Marking his 20th year in the FBI, Ralph S. Boelter has been named assistant director of the FBI’s Counterterrorism Division.
Boelter, 52, has worked on notable investigations including the unauthorized leak of CIA Agent Valerie Plame’s undercover identity, the Thomas Petters fraud case and the recruitment of several Somali-American men into terrorist group al-Shabaab, according to an FBI press release.
Boelter was most recently leading the Minneapolis, Minn., FBI office. According to a story in the Minneapolis Star-Tribune, Boelter said he plans to bring some of the lessons he learned in Minnesota to Washington as the new assistant director tackling terrorism. Objective No. 1 is to put a human face to the division, he said.
“We had to be able to show people they could trust me, trust us,” Boelter said of his work in Minnesota, according to the Star-Tribune.
Boelter previously worked in the FBI’s Boston Division investigating white collar crime and violent crime, according to the FBI release.

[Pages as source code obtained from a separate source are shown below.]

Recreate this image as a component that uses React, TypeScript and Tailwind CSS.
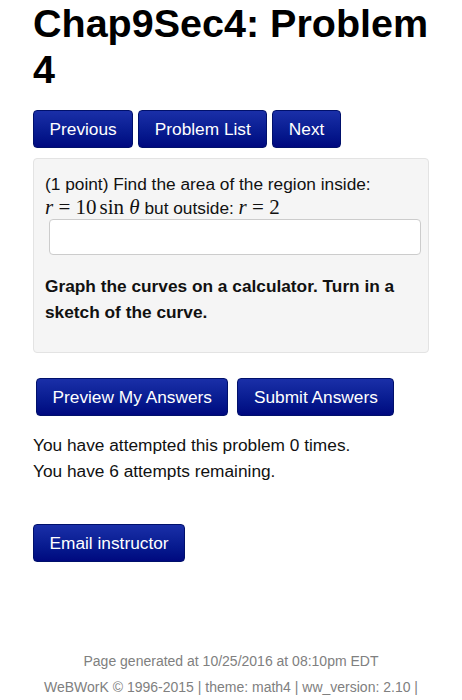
import React from 'react';

const btn =
  'rounded-[4px] border border-[#00106b] bg-gradient-to-b from-[#1a2fa8] to-[#00087f] text-white text-[17.3px] leading-[20px] px-[15.5px] py-[8px]';

function MathR() {
  return <span className="italic">r</span>;
}

export default function App() {
  return (
    <div className="min-h-[700px] bg-white px-[33px] text-[#111] font-['Liberation_Sans',Arial,sans-serif]">
      <h1 className="pt-0 text-[39.5px] font-bold leading-[46px] text-black">
        Chap9Sec4: Problem 4
      </h1>

      <div className="mt-[18px] flex gap-[5px]">
        <button type="button" className={btn}>Previous</button>
        <button type="button" className={btn}>Problem List</button>
        <button type="button" className={btn}>Next</button>
      </div>

      <div className="mt-[10px] rounded-[4px] border border-[#e3e3e3] bg-[#f5f5f5] px-[11px] pt-[13px] pb-[27px] text-[17.3px]">
        <p className="leading-[24px]">(1 point) Find the area of the region inside:</p>
        <p className="h-[22px] leading-[22px]">
          <span className="font-['Liberation_Serif','DejaVu_Serif',serif] text-[21px]">
            <MathR /> = 10<span className="ml-[3px]">sin</span> <span className="italic">θ</span>
          </span>{' '}
          but outside:{' '}
          <span className="font-['Liberation_Serif','DejaVu_Serif',serif] text-[21px]">
            <MathR /> = 2
          </span>
        </p>
        <input
          type="text"
          className="mt-[1px] ml-[4px] block h-[36px] w-[372px] rounded-[4px] border border-[#cccccc] bg-white"
        />
        <p className="mt-[18px] font-bold leading-[26px]">
          Graph the curves on a calculator. Turn in a sketch of the curve.
        </p>
      </div>

      <div className="mt-[25px] flex gap-[9px] pl-[3px]">
        <button type="button" className={btn}>Preview My Answers</button>
        <button type="button" className={btn}>Submit Answers</button>
      </div>

      <div className="mt-[16px] text-[17.3px] leading-[26px]">
        <p>You have attempted this problem 0 times.</p>
        <p>You have 6 attempts remaining.</p>
      </div>

      <div className="mt-[40px]">
        <button type="button" className={btn}>Email instructor</button>
      </div>

      <footer className="mt-[86px] text-center text-[14px] leading-[26px] text-[#808080]">
        <p>Page generated at 10/25/2016 at 08:10pm EDT</p>
        <p>WeBWorK © 1996-2015 | theme: math4 | ww_version: 2.10 |</p>
      </footer>
    </div>
  );
}
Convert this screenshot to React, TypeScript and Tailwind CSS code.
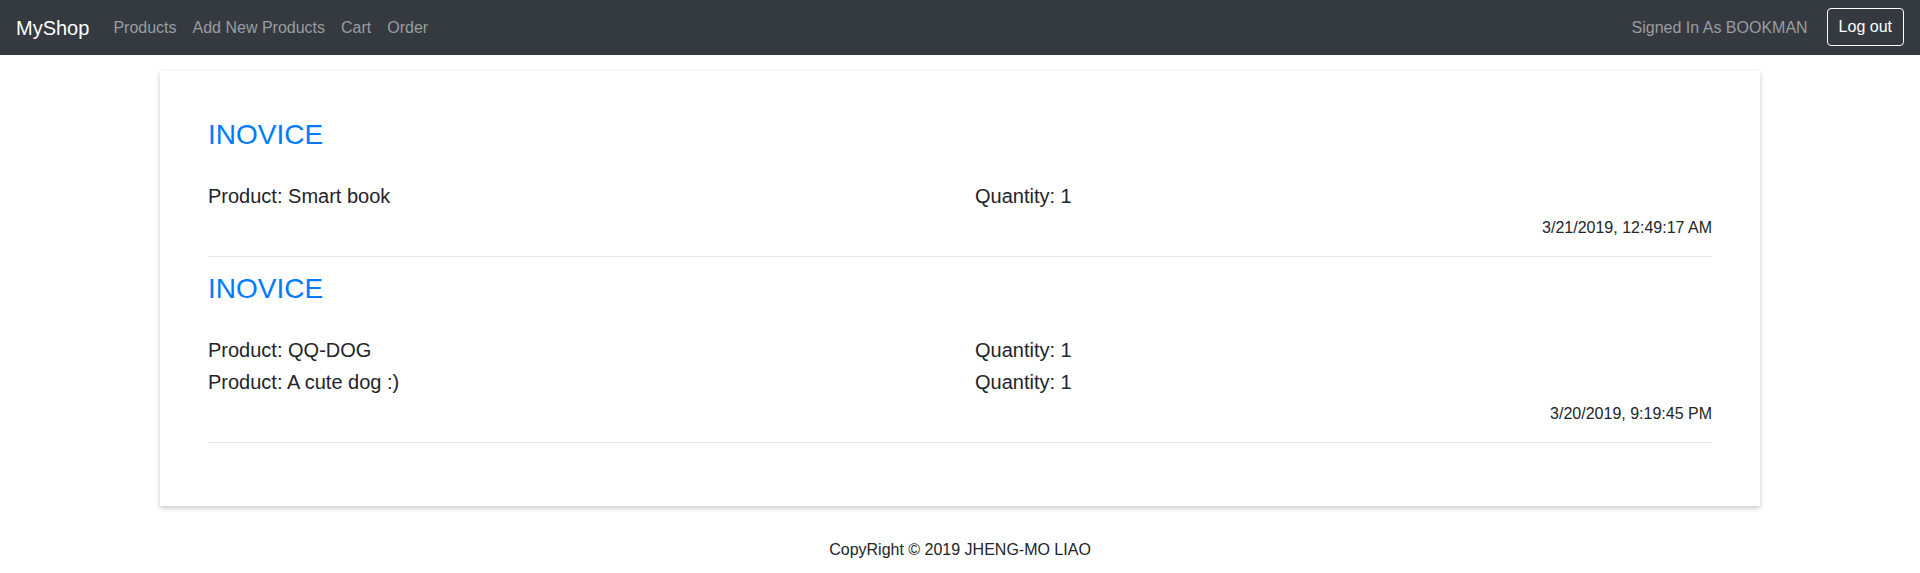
const orders = [
  {
    items: [{ name: 'Smart book', qty: 1 }],
    date: '3/21/2019, 12:49:17 AM',
  },
  {
    items: [
      { name: 'QQ-DOG', qty: 1 },
      { name: 'A cute dog :)', qty: 1 },
    ],
    date: '3/20/2019, 9:19:45 PM',
  },
];

function Navbar() {
  return (
    <nav className="h-[55px] bg-[#343a40] flex items-center justify-between px-4">
      <div className="flex items-center">
        <span className="text-[20px] leading-[30px] text-white mr-4">MyShop</span>
        {['Products', 'Add New Products', 'Cart', 'Order'].map((l) => (
          <a key={l} className="px-2 text-base leading-6 text-[#9a9da0] cursor-pointer">
            {l}
          </a>
        ))}
      </div>
      <div className="flex items-center">
        <span className="text-base leading-6 text-[#9a9da0] mr-[19px]">Signed In As BOOKMAN</span>
        <button className="h-[38px] px-[11px] border border-white rounded text-white text-base leading-6 mb-[2px]">
          Log out
        </button>
      </div>
    </nav>
  );
}

export default function App() {
  return (
    <div className="min-h-[573px] bg-white text-[#212529] font-['Liberation_Sans',Arial,sans-serif]">
      <Navbar />

      <div className="mx-[160px] mt-4 bg-white shadow-[0_2px_5px_rgba(0,0,0,0.22)] px-12 pt-[47px] pb-[63px]">
        {orders.map((o, i) => (
          <div key={i} className={i > 0 ? 'mt-[15px]' : ''}>
            <h3 className="text-[28px] leading-[34px] font-normal text-[#007bff]">INOVICE</h3>
            <div className="mt-7">
              {o.items.map((it, j) => (
                <div key={j} className="grid grid-cols-[767px_1fr] text-[20px] leading-8">
                  <span>Product: {it.name}</span>
                  <span>Quantity: {it.qty}</span>
                </div>
              ))}
            </div>
            <div className="mt-1 text-right text-base leading-6">{o.date}</div>
            <hr className="mt-4 border-0 border-t border-[#e6e6e6]" />
          </div>
        ))}
      </div>

      <footer className="mt-8 text-center text-base leading-6">
        CopyRight © 2019 JHENG-MO LIAO
      </footer>
    </div>
  );
}
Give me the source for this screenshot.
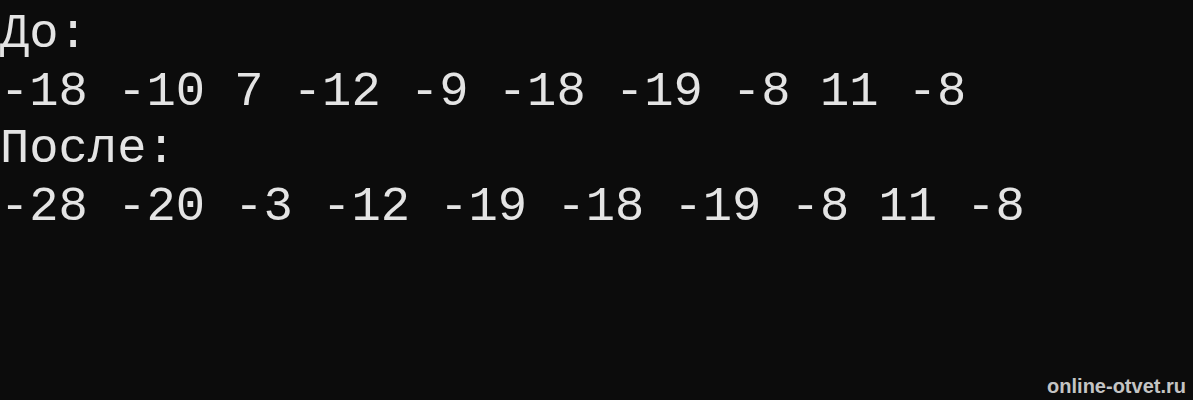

He was later transferred to the Los Angeles Division and oversaw the bureau’s violent crime and criminal enterprise branch, the release states.
Before joining the bureau, Boelter enlisted in the Marines at age 17 and then became a San Diego police officer, according to the Star-Tribune.
“This move presents exciting opportunity for me to be sure, given the continued seriousness and evolving nature of the threat, and counterterrorism’s place as the FBI’s very highest priority,” Boelter said, according to a story by Minnesota Public Radio.